[Entries with page source code]
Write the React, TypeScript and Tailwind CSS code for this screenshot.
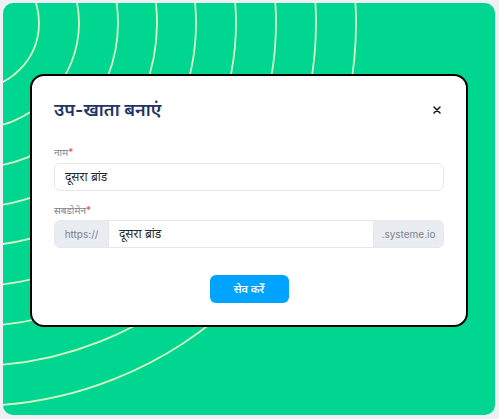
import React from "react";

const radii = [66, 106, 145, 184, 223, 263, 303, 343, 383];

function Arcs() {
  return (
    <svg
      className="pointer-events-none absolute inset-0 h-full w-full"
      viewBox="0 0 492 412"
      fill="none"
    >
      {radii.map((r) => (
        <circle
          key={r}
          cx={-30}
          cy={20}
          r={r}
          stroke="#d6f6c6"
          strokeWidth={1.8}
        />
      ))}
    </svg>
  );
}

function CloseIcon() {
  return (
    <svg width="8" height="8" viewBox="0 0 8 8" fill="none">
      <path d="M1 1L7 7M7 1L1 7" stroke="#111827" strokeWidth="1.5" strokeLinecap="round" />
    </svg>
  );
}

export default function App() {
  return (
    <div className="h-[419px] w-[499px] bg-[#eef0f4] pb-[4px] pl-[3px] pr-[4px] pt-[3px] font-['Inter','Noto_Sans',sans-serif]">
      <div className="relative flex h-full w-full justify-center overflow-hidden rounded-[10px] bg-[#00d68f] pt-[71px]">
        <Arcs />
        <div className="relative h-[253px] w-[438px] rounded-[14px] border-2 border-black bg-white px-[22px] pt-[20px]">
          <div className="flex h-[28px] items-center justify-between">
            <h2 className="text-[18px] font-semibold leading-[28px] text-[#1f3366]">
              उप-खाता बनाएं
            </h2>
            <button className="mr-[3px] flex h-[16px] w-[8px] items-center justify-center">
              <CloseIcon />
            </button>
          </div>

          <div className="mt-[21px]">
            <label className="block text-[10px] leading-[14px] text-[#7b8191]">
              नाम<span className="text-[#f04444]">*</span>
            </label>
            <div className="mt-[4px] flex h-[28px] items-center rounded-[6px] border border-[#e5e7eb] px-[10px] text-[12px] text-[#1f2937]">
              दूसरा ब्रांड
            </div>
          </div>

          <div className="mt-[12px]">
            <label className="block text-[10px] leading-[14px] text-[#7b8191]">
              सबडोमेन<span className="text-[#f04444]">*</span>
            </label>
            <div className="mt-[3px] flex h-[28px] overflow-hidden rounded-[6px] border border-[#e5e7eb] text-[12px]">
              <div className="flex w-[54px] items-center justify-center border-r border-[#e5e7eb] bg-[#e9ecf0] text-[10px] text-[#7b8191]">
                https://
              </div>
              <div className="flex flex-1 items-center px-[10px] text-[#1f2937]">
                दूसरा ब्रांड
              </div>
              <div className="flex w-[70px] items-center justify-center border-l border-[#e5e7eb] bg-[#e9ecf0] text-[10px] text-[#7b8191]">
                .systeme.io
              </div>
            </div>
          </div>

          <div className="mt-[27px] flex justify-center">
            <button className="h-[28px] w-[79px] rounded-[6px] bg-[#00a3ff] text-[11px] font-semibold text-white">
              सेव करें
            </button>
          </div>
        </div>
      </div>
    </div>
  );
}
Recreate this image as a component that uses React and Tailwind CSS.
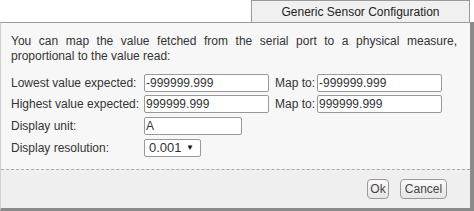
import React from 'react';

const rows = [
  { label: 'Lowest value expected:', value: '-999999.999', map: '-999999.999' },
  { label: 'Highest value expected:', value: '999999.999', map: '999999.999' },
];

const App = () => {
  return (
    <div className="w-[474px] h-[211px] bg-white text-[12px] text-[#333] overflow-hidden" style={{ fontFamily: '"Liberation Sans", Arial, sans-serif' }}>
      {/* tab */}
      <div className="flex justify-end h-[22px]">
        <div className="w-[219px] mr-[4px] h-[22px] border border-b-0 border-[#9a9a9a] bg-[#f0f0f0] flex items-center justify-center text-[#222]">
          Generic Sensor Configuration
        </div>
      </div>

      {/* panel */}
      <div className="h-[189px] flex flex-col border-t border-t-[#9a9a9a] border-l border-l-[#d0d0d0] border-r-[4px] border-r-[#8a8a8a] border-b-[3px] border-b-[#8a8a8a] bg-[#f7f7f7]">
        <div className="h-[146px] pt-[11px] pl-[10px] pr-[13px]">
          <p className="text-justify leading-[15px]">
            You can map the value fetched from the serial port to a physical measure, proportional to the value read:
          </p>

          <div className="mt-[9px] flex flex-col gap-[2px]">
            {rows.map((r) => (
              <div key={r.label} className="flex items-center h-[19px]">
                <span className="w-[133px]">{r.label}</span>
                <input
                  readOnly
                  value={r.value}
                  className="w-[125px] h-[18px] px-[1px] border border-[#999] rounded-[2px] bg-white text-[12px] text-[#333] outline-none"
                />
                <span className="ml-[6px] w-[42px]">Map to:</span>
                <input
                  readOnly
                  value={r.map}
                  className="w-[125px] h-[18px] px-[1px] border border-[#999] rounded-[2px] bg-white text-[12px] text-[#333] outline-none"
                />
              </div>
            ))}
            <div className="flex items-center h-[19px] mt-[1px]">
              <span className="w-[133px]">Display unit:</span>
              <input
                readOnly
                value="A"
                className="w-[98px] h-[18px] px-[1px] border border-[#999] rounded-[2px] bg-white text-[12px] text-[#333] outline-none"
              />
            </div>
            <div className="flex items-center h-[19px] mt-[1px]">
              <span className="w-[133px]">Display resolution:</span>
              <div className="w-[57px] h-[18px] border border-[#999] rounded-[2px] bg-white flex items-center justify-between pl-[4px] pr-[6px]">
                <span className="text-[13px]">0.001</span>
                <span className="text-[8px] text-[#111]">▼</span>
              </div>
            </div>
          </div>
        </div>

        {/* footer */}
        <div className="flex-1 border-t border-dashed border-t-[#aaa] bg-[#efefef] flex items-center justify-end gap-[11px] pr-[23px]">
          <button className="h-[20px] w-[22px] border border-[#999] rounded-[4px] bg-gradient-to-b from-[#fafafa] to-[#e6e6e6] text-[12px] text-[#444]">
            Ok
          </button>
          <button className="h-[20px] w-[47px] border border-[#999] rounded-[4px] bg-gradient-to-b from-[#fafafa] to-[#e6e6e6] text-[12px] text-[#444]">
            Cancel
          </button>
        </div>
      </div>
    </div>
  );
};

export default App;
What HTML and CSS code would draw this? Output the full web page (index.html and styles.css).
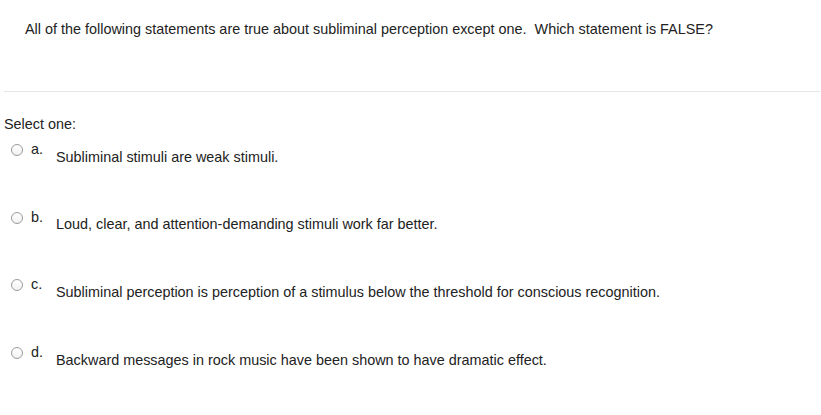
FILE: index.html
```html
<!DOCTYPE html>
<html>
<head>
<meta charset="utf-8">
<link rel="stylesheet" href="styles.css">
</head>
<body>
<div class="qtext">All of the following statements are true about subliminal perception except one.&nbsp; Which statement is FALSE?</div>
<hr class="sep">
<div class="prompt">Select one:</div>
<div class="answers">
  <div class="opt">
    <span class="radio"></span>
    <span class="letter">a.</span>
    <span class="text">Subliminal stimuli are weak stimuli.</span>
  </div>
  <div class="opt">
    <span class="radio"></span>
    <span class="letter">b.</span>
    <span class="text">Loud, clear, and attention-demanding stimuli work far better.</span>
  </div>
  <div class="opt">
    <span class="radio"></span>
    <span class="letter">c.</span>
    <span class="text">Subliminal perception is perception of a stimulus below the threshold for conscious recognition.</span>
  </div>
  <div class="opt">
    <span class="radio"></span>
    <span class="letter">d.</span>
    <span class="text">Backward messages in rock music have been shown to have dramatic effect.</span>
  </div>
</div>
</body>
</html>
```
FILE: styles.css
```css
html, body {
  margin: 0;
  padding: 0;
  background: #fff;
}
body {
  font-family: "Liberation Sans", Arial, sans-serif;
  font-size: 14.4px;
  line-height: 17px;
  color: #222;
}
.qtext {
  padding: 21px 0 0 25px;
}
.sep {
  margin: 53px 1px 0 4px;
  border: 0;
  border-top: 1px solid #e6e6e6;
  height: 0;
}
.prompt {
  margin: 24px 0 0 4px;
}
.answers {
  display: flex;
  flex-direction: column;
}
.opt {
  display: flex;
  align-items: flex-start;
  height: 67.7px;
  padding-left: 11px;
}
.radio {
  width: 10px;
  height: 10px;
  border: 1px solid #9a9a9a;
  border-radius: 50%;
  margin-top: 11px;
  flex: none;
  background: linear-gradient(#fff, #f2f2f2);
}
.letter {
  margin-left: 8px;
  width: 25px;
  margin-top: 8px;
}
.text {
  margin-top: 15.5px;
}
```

What the task requires: Print each line from the one containing "What HTML and" through the last line of the listing, both included, exactly and with no pictures.

Exercise result:
What HTML and CSS code would draw this? Output the full web page (index.html and styles.css).
FILE: index.html
```html
<!DOCTYPE html>
<html>
<head>
<meta charset="utf-8">
<link rel="stylesheet" href="styles.css">
</head>
<body>
<div class="qtext">All of the following statements are true about subliminal perception except one.&nbsp; Which statement is FALSE?</div>
<hr class="sep">
<div class="prompt">Select one:</div>
<div class="answers">
  <div class="opt">
    <span class="radio"></span>
    <span class="letter">a.</span>
    <span class="text">Subliminal stimuli are weak stimuli.</span>
  </div>
  <div class="opt">
    <span class="radio"></span>
    <span class="letter">b.</span>
    <span class="text">Loud, clear, and attention-demanding stimuli work far better.</span>
  </div>
  <div class="opt">
    <span class="radio"></span>
    <span class="letter">c.</span>
    <span class="text">Subliminal perception is perception of a stimulus below the threshold for conscious recognition.</span>
  </div>
  <div class="opt">
    <span class="radio"></span>
    <span class="letter">d.</span>
    <span class="text">Backward messages in rock music have been shown to have dramatic effect.</span>
  </div>
</div>
</body>
</html>
```
FILE: styles.css
```css
html, body {
  margin: 0;
  padding: 0;
  background: #fff;
}
body {
  font-family: "Liberation Sans", Arial, sans-serif;
  font-size: 14.4px;
  line-height: 17px;
  color: #222;
}
.qtext {
  padding: 21px 0 0 25px;
}
.sep {
  margin: 53px 1px 0 4px;
  border: 0;
  border-top: 1px solid #e6e6e6;
  height: 0;
}
.prompt {
  margin: 24px 0 0 4px;
}
.answers {
  display: flex;
  flex-direction: column;
}
.opt {
  display: flex;
  align-items: flex-start;
  height: 67.7px;
  padding-left: 11px;
}
.radio {
  width: 10px;
  height: 10px;
  border: 1px solid #9a9a9a;
  border-radius: 50%;
  margin-top: 11px;
  flex: none;
  background: linear-gradient(#fff, #f2f2f2);
}
.letter {
  margin-left: 8px;
  width: 25px;
  margin-top: 8px;
}
.text {
  margin-top: 15.5px;
}
```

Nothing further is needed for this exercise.